Pipelines¶
Pipelines act as graph managers and lifecycle coordinators. A pipeline object knows when to start nodes, how to connect them, and where to store their state. It transforms a declarative configuration into a running, observable dataflow system.
At its core, a Pipeline is a configuration interpreter. It doesn’t contain business logic strictly speaking, so its only responsibility is to instantiate nodes, wire them together according to a graph definition, and manage their collective lifecycle. This separation of concerns is deliberate: the pipeline handles topology, while nodes handle data processing and transformation.
The easiest way to interact with Juturna pipelines is through JSON objects.
The definition of a pipeline graph can be included in a plain JSON file, and
the library will compile it into a pipeline instance. When defining a
pipeline, however, we still need to provide Juturna with a few extra bits of
information.
Configuration items¶
The most basic pipeline configuration file looks something like this:
{
"version": "1.0.1",
"plugins": ["./plugins"],
"pipeline": {
"name": "my_awesome_pipeline",
"id": "1234567890",
"folder": "./running_pipelines",
"nodes": [ ],
"links": [ ]
}
}
version refers to the Juturna version in use; this field needs to be
specified, even if it is likely to be removed in the future - as of now, it is
important to keep it to make sure the API version is correct and nothing breaks
apart.
plugins is a collection of directories Juturna will look into when
automatically importing plugin nodes.
name is a symbolic name to assign to the pipeline, and will be used for
logging and static file and artifact management.
id is aunique pipeline identifier, not as handy as the pipeline name but
still required by other tools that might wrap Juturna and manage multiple
pipelines at once.

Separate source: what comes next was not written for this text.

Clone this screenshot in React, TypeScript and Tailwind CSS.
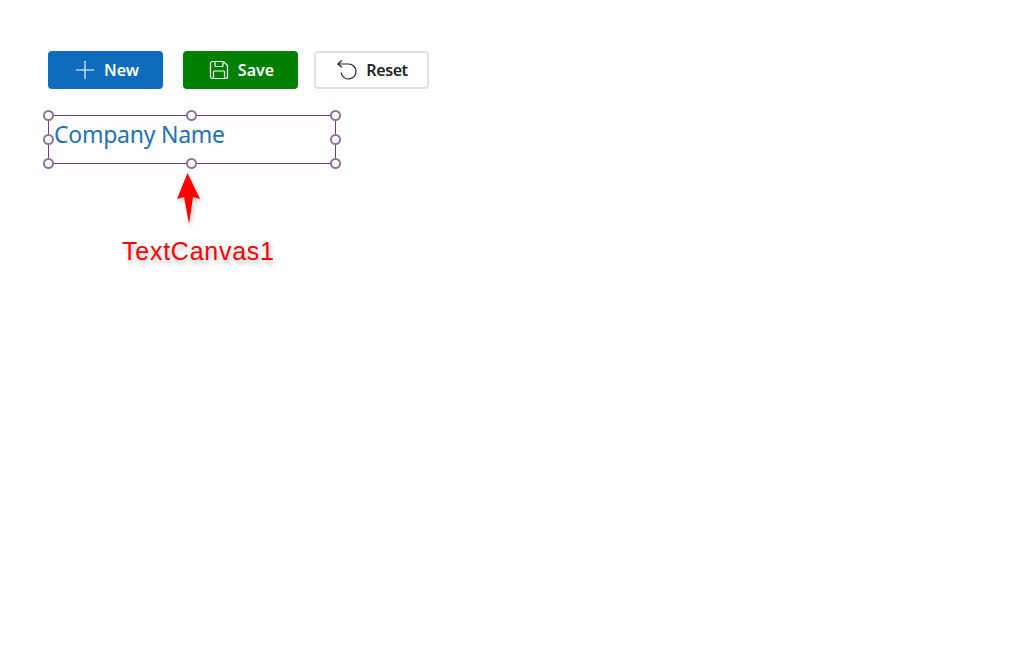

With those tools, pipeline ids are likely to be assigned
automatically in order to prevent overlaps.
folder is the path to the folder where the required pipeline tree will be
created (here is where any files generated by the pipeline are stored).
nodes is the list of nodes composing the pipeline.

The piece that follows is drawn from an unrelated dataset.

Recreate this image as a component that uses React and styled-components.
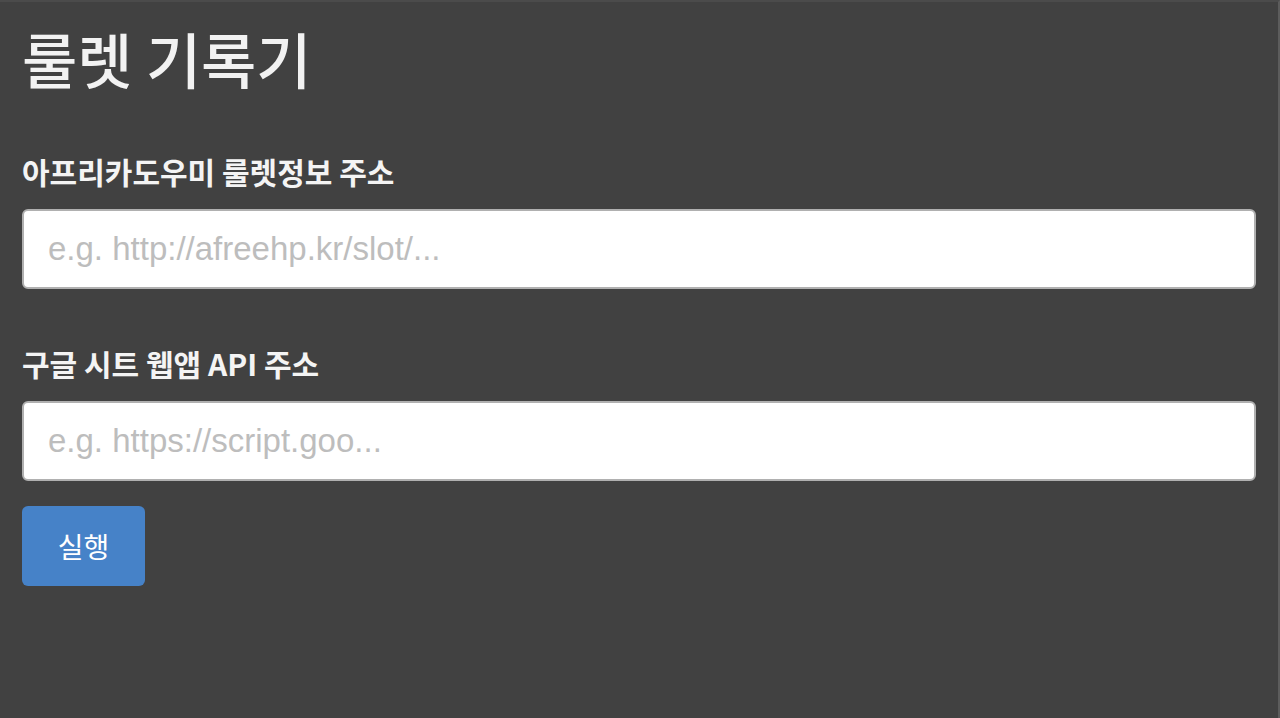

links is the list of connections between node pairs.
Once we have this configuration in place, we can go ahead and create the actual pipeline object.
import juturna as jt
pipe = jt.components.Pipeline.from_json('path/to/config.json')
The Pipeline class constructor accepts a dictionary object:
import json
import juturna as jt
with open('path/to/config.json') as f:
config = json.load(f)
pipe = jt.components.Pipeline(config)
Pipeline lifecycle¶
Instantiating a pipeline object doesn’t really do much. An empty pipeline container is created, with all the instructions required to build the actual nodes and linking them.
A pipeline object can be in only three states:
a
NEWpipeline is freshly created, and can’t really do much;a
READYpipeline instantiated all the concrete nodes, and acquired system and external resources required for its functioning - as the state name says, this pipeline is ready to go;a
RUNNINGpipeline is consuming data sources, processing and sending them, so it working (hepefully) just how it is supposed to.
There are 4 main methods to manage a pipeline lifecycle:
warmup() triggers node instantiation and linking, moving a pipeline from
NEW to READY. Internally, this calls the warm up method on every node in
the pipeline. Depending on the resources nodes need to acquire (learning
models, third-party services, network connections), calling the warmup can
be time-consuming.
start() triggers the beginning of the pipeline workflow, moving its state
from READY to RUNNING. Internally, this calls the start method on every
node in the pipeline.
stop() interrupts the pipeline execution, moving it from RUNNING to
READY. Again, this call is propagated to every node in the pipe.
destroy can be invoked if any kind of custom memory management should be
performed by any of its composing nodes.
Any call sequence that does not respect the state transitions here discussed will generate an exception:
only a new pipe can be warmed up;
only a ready pipe can be started;
a running pipeline cannot be destroyed.
Warming up and configuring
A node defines 2 separate methods to get up and running: warmup and
configure. Ideally, you want to use the configure method to acquire
resources that need to be acquired externally, so depend not only on the
node implementation (ports, connections), and the warmup to prepare the
node internal status for execution.
Restarting a pipeline might catch fire (1.0.1-beta)
Please be aware that the pipeline lifecycle and state transitions do not currently support restarting a stopped pipeline. When designing your workflow, please assume pipelines cannot be restarted once stopped, only destroyed. If you need to stop a pipeline and later restart it, destroy it and create a new pipe instead.